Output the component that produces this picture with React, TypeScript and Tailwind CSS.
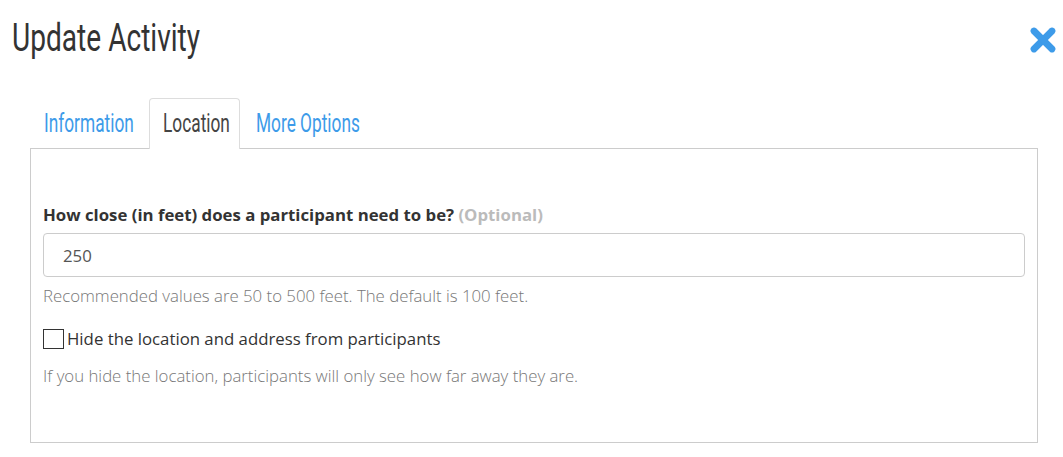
import { X } from "lucide-react";

const heading = "font-['Roboto',sans-serif]";
const body = "font-['Open_Sans',sans-serif]";

const tabs = [
  { name: "Information", width: "w-[117px]" },
  { name: "Location", width: "w-[91px]" },
  { name: "More Options", width: "w-[131px]" },
];

const App = () => {
  const active = "Location";

  return (
    <div className={`min-h-screen bg-white ${body}`}>
      <div className="flex items-start justify-between pl-3 pr-[2px] pt-[15px]">
        <h1 className={`${heading} inline-block origin-left scale-x-[0.72] whitespace-nowrap text-[39px] leading-[46px] text-[#333]`}>
          Update Activity
        </h1>
        <button className="mt-[7px] text-[#3d9be9]">
          <X size={36} strokeWidth={4.5} />
        </button>
      </div>

      <div className="mt-[37px] pl-[30px] pr-[25px]">
        <div className="flex">
          {tabs.map((tab) => (
            <div
              key={tab.name}
              className={`${heading} ${tab.width} mr-[2px] overflow-visible whitespace-nowrap px-[13px] pb-[9px] pt-[10px] text-[26px] leading-[29px] ${
                tab.name === active
                  ? "relative -mb-px rounded-t-[4px] border border-b-0 border-[#ddd] bg-white text-[#444]"
                  : "border border-transparent text-[#3d9be9]"
              }`}
            >
              <span className="inline-block origin-left scale-x-[0.665]">{tab.name}</span>
            </div>
          ))}
        </div>

        <div className="border border-[#ccc] px-[12px] pb-[55px] pt-[55px]">
          <label className="block text-[16.8px] font-bold leading-[22px] text-[#333]">
            How close (in feet) does a participant need to be?{" "}
            <span className="text-[#bbb]">(Optional)</span>
          </label>
          <input
            defaultValue="250"
            className="mt-[7px] block h-[44px] w-full rounded-[4px] border border-[#ccc] px-[19px] text-[16.8px] text-[#555] outline-none"
          />
          <p className="mt-[8px] text-[16.8px] font-light leading-[22px] text-[#777]">
            Recommended values are 50 to 500 feet. The default is 100 feet.
          </p>

          <label className="mt-[21px] flex items-center text-[16.8px] leading-[22px] text-[#333]">
            <span className="mr-[3px] inline-block h-[20px] w-[21px] border border-[#333] bg-white" />
            Hide the location and address from participants
          </label>
          <p className="mt-[15px] text-[16.8px] font-light leading-[22px] text-[#777]">
            If you hide the location, participants will only see how far away they are.
          </p>
        </div>
      </div>
    </div>
  );
};

export default App;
━━━━━━━━━━━━━━━━━━━━
=== Given exercise ===
Reproduce each line exactly as it appears, omitting the pictures.

=== Completed task ===
Output the component that produces this picture with React, TypeScript and Tailwind CSS.
import { X } from "lucide-react";

const heading = "font-['Roboto',sans-serif]";
const body = "font-['Open_Sans',sans-serif]";

const tabs = [
  { name: "Information", width: "w-[117px]" },
  { name: "Location", width: "w-[91px]" },
  { name: "More Options", width: "w-[131px]" },
];

const App = () => {
  const active = "Location";

  return (
    <div className={`min-h-screen bg-white ${body}`}>
      <div className="flex items-start justify-between pl-3 pr-[2px] pt-[15px]">
        <h1 className={`${heading} inline-block origin-left scale-x-[0.72] whitespace-nowrap text-[39px] leading-[46px] text-[#333]`}>
          Update Activity
        </h1>
        <button className="mt-[7px] text-[#3d9be9]">
          <X size={36} strokeWidth={4.5} />
        </button>
      </div>

      <div className="mt-[37px] pl-[30px] pr-[25px]">
        <div className="flex">
          {tabs.map((tab) => (
            <div
              key={tab.name}
              className={`${heading} ${tab.width} mr-[2px] overflow-visible whitespace-nowrap px-[13px] pb-[9px] pt-[10px] text-[26px] leading-[29px] ${
                tab.name === active
                  ? "relative -mb-px rounded-t-[4px] border border-b-0 border-[#ddd] bg-white text-[#444]"
                  : "border border-transparent text-[#3d9be9]"
              }`}
            >
              <span className="inline-block origin-left scale-x-[0.665]">{tab.name}</span>
            </div>
          ))}
        </div>

        <div className="border border-[#ccc] px-[12px] pb-[55px] pt-[55px]">
          <label className="block text-[16.8px] font-bold leading-[22px] text-[#333]">
            How close (in feet) does a participant need to be?{" "}
            <span className="text-[#bbb]">(Optional)</span>
          </label>
          <input
            defaultValue="250"
            className="mt-[7px] block h-[44px] w-full rounded-[4px] border border-[#ccc] px-[19px] text-[16.8px] text-[#555] outline-none"
          />
          <p className="mt-[8px] text-[16.8px] font-light leading-[22px] text-[#777]">
            Recommended values are 50 to 500 feet. The default is 100 feet.
          </p>

          <label className="mt-[21px] flex items-center text-[16.8px] leading-[22px] text-[#333]">
            <span className="mr-[3px] inline-block h-[20px] w-[21px] border border-[#333] bg-white" />
            Hide the location and address from participants
          </label>
          <p className="mt-[15px] text-[16.8px] font-light leading-[22px] text-[#777]">
            If you hide the location, participants will only see how far away they are.
          </p>
        </div>
      </div>
    </div>
  );
};

export default App;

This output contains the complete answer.